Из-под пера графа вышла nationalite, переведенная в его канцелярии словом “народность”. Скорее всего, Уваров имел в виду русский образ жизни. Слово “народность” в таком значении впервые, видимо, употребил в письме известный поэт Петр Вяземский: “Зачем не перевести nationalite — народность? Поляки сказали же narodowosc. Поляки не так брезгливы, как мы, и слова, которые не добровольно перескакивают к ним, перетаскивают они за волосы; и дело с концом”21[14]. Это письмо Вяземский послал из Варшавы, где трудился над конституционными замыслами Александра I.

Слово “народность” довольно скоро прижилось. В 1825 году Пушкин заметил, насколько распространено это слово и насколько размыто его значение. “С некоторых пор вошло у нас в обыкновение говорить о народности, требовать народности, жаловаться на отсутствие народности в произведениях литературы – но никто не думал определить, что разумеет он под словом народность. Один из наших критиков, кажется, полагает, что народность состоит в выборе предметов из отечественной истории, другие видят народность в словах, то есть радуются тем, что, изъясняясь по-русски употребляют русские выражения”22, – писал поэт.

Согласно Уварову, народность – традиционный образ жизни, смысл в сохранении двух других элементов русской идентичности – православия и самодержавия – в эпоху, когда повсюду внедряются новые европейские идеи. Если в Европе идея нации органически связана с принципом народного представительства и превращалась в антоним абсолютизма, в России ей надлежало укрепить неограниченную власть монарха. Граф не стремился оправдывать абсолютизм божественным правом, что было привычным объяснением в то время, и не обращался к аргументам церкви. Напротив, он связал самодержавие и народность, заявив, что “вопрос о народности не имеет того единства, какое представляет вопрос о самодержавии; но тот и другой проистекают из одного источника и совокупляются на каждой странице истории русского народа”23. Однако он не дошел до утверждения, что источником самодержавия является русский народ.
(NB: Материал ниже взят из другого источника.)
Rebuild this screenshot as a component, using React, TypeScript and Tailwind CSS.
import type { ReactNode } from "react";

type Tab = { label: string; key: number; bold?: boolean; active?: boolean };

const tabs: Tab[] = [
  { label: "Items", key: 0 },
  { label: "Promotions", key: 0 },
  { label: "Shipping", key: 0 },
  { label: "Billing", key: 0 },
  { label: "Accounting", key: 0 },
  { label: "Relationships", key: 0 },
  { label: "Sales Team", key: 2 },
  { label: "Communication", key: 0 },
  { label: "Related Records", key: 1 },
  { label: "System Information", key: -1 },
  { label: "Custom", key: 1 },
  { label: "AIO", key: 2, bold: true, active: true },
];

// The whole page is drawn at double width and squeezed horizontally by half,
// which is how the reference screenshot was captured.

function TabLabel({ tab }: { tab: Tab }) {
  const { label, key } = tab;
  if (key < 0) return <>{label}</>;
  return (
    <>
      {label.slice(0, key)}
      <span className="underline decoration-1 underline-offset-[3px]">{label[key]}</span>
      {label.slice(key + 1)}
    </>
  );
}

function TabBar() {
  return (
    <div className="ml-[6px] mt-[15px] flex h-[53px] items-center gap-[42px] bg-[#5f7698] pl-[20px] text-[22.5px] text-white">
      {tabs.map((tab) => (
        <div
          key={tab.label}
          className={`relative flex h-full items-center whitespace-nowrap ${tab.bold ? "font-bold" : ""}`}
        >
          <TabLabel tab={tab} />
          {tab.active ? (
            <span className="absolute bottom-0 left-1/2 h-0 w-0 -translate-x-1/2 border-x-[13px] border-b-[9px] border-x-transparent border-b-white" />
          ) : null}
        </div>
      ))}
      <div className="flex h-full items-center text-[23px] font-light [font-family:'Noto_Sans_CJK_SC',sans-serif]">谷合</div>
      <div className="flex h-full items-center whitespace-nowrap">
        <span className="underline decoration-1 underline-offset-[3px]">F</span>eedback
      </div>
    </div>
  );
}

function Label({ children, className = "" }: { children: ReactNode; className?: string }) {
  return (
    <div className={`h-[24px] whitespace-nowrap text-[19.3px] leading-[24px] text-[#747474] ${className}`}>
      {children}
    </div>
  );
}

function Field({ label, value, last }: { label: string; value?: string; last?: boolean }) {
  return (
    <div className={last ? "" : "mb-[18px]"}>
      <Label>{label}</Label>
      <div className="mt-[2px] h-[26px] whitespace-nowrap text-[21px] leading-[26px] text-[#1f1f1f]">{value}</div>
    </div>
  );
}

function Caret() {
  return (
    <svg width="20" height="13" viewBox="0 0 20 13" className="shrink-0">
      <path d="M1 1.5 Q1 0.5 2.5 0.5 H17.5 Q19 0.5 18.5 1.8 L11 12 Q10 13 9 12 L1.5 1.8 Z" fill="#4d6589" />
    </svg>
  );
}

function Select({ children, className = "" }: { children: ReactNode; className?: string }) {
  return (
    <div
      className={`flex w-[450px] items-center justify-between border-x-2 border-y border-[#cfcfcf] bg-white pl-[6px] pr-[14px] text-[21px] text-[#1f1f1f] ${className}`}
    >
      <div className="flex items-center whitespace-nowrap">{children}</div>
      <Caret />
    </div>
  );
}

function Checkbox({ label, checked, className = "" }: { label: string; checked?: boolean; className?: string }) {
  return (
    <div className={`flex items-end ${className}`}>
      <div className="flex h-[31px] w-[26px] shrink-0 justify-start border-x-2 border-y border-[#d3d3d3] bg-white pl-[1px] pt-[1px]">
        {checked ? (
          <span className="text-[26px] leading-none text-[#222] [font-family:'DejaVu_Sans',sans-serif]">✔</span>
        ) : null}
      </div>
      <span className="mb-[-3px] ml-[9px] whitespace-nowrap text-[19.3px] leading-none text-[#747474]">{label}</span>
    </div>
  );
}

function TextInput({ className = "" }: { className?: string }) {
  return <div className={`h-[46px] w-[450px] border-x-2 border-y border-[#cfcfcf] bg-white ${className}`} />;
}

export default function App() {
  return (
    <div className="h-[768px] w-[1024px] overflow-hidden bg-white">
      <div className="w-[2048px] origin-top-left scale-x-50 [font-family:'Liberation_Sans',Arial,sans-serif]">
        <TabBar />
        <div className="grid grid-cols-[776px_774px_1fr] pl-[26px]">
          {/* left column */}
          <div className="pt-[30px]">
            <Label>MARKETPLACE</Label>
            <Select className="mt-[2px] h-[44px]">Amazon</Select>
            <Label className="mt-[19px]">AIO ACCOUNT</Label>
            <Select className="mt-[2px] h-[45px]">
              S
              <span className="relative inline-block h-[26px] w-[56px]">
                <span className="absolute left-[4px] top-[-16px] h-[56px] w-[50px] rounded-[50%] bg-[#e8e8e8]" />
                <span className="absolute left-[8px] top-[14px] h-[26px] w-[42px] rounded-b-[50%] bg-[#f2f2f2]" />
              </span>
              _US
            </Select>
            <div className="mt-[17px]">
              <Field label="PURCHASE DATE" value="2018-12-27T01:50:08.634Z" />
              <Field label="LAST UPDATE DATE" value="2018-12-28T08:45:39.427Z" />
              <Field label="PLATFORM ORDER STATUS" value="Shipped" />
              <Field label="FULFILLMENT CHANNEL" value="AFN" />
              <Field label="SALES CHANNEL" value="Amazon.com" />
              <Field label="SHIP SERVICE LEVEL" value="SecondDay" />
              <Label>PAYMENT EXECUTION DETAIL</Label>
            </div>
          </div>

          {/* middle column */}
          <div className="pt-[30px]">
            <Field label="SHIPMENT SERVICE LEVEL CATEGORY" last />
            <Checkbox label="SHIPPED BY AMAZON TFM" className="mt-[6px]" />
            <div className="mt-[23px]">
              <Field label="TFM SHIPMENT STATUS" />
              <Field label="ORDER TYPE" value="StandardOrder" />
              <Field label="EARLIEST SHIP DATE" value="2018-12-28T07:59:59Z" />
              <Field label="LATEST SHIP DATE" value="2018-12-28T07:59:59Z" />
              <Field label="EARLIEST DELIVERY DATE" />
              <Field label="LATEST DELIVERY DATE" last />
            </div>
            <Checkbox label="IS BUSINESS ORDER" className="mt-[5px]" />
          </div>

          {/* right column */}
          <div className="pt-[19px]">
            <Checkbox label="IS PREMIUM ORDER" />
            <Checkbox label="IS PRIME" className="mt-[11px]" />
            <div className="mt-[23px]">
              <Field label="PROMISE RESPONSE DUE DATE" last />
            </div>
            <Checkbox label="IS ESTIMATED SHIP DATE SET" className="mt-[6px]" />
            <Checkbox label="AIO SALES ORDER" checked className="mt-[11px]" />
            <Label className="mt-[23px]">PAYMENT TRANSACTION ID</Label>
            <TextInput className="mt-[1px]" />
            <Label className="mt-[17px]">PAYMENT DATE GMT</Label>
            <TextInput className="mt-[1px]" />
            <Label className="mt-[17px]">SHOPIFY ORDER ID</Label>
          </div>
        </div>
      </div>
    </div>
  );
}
Уваров избирательно подходил к укоренению западной идеи национальности в России. Не перенимал идеализацию национального языка и культуры Шлегелем. Он говорил о приверженности старинным началам. Пестрота народов и религий в Российской империи делала ставку на этническую определенность русских весьма рискованной. Ноябрьское восстание 1830 года убедительно показало, чем это могло обернуться. Никто не мог гарантировать и того, что в будущем русский национализм не увидит отличия между пользой для народа и для царя, правами одного и другого. Уваров припрягал народность к самодержавию в интересах последнего. Доклад он свой закончил словами о своей ответственности “перед Богом, государем и отечеством”24. Эти слова напоминали “веру, отечество и государя” адмирала Шишкова, возглавлявшего государственную пропаганду во время войны с Наполеоном, и показывали укорененность триады в российской традиции.
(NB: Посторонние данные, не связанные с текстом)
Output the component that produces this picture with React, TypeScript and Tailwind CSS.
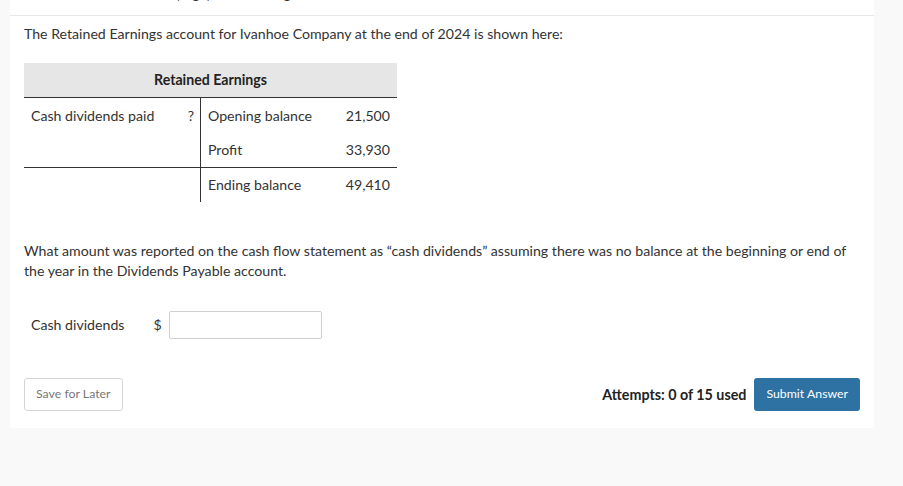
import React from 'react';

const rows = [
  { label: 'Opening balance', amount: '21,500' },
  { label: 'Profit', amount: '33,930' },
];

/** T-account for Retained Earnings with one unknown on the debit side. */
function TAccount() {
  return (
    <div className="w-[373px] text-[14.15px] text-[#333]">
      <div className="flex h-[35px] items-center justify-center border-b border-[#333] bg-[#e6e6e6] font-bold text-[#222]">
        Retained Earnings
      </div>
      <div className="flex">
        <div className="flex h-[35px] w-[176px] items-center justify-between pl-[7px] pr-[6px]">
          <span>Cash dividends paid</span>
          <span>?</span>
        </div>
        <div className="flex h-[35px] flex-1 items-center justify-between border-l border-[#333] pl-[7px] pr-[7px]">
          <span>{rows[0].label}</span>
          <span>{rows[0].amount}</span>
        </div>
      </div>
      <div className="flex">
        <div className="h-[34px] w-[176px]" />
        <div className="flex h-[34px] flex-1 items-center justify-between border-l border-[#333] pl-[7px] pr-[7px]">
          <span>{rows[1].label}</span>
          <span>{rows[1].amount}</span>
        </div>
      </div>
      <div className="flex border-t border-[#333]">
        <div className="h-[34px] w-[176px]" />
        <div className="flex h-[34px] flex-1 items-center justify-between border-l border-[#333] pl-[7px] pr-[7px]">
          <span>Ending balance</span>
          <span>49,410</span>
        </div>
      </div>
    </div>
  );
}

export default function App() {
  return (
    <div className="h-[486px] w-full bg-[#f9f9f9] font-['Lato','Noto_Sans',sans-serif] text-[#333]">
      <div className="ml-[10px] w-[864px] bg-white">
        {/* tail of the previous line, scrolled mostly out of view */}
        <div className="h-[16px] overflow-hidden border-b border-[#e8e8e8]">
          <div className="mt-[-16px] whitespace-nowrap pl-[14px] text-[14px] leading-[20px] text-[#333]">
            Brief Exercise 13-04 a-b (Algo) Determining dividends
          </div>
        </div>

        <div className="px-[14px] pb-[17px] pt-[8px]">
          <p className="text-[14.15px] leading-[20px]">
            The Retained Earnings account for Ivanhoe Company at the end of 2024 is shown here:
          </p>

          <div className="mt-[19px]">
            <TAccount />
          </div>

          <p className="mt-[39px] w-[832px] text-[14.15px] leading-[20px]">
            What amount was reported on the cash flow statement as “cash dividends” assuming there was
            no balance at the beginning or end of the year in the Dividends Payable account.
          </p>

          <div className="mt-[30px] flex items-center text-[14.15px]">
            <span className="pl-[7px]">Cash dividends</span>
            <span className="ml-[29px]">$</span>
            <input
              type="text"
              className="ml-[7px] h-[28px] w-[153px] rounded-[2px] border border-[#cfcfcf] px-2 outline-none"
            />
          </div>

          <div className="mt-[39px] flex items-center justify-between">
            <button className="h-[33px] rounded-[3px] border border-[#d5d5d5] bg-white px-[11px] text-[12.3px] text-[#777]">
              Save for Later
            </button>
            <div className="flex items-center gap-[8px]">
              <span className="text-[14.3px] font-bold text-[#222]">Attempts: 0 of 15 used</span>
              <button className="h-[33px] rounded-[3px] bg-[#2e72a4] px-[12px] text-[12.3px] text-white">
                Submit Answer
              </button>
            </div>
          </div>
        </div>
      </div>
    </div>
  );
}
Несмотря на консервативные намерения Уварова, он ввел в русский политический словарь понятие народности и тем проложил путь для европейского национализма. Если Феофан Прокопович, главный идеолог Петра I, отдавал предпочтение “отечеству”, то Уваров строил на фундаменте, заложенном еще “Синопсисом” 1674 года, в котором мы видим бенефис славено-российского “народа”. Каким значением наполнится на практике термин “народность”? Пока было не ясно. Не понимали этого слова точно ни граф, ни царь, которому тот адресовал свой доклад. Дебаты о народности и ее политическом смысле займут несколько десятилетий. Каковы пределы русской нации? Хватит ли подданному верности престолу и православию, чтобы к ней принадлежать, – или же “русскость” должна подразумевать и нечто другое: происхождение, этничность, язык, культуру? Нигде этот вопрос не стоял так остро, как на бывших восточных окраинах Речи Посполитой после польского восстания 1830–1831 годов.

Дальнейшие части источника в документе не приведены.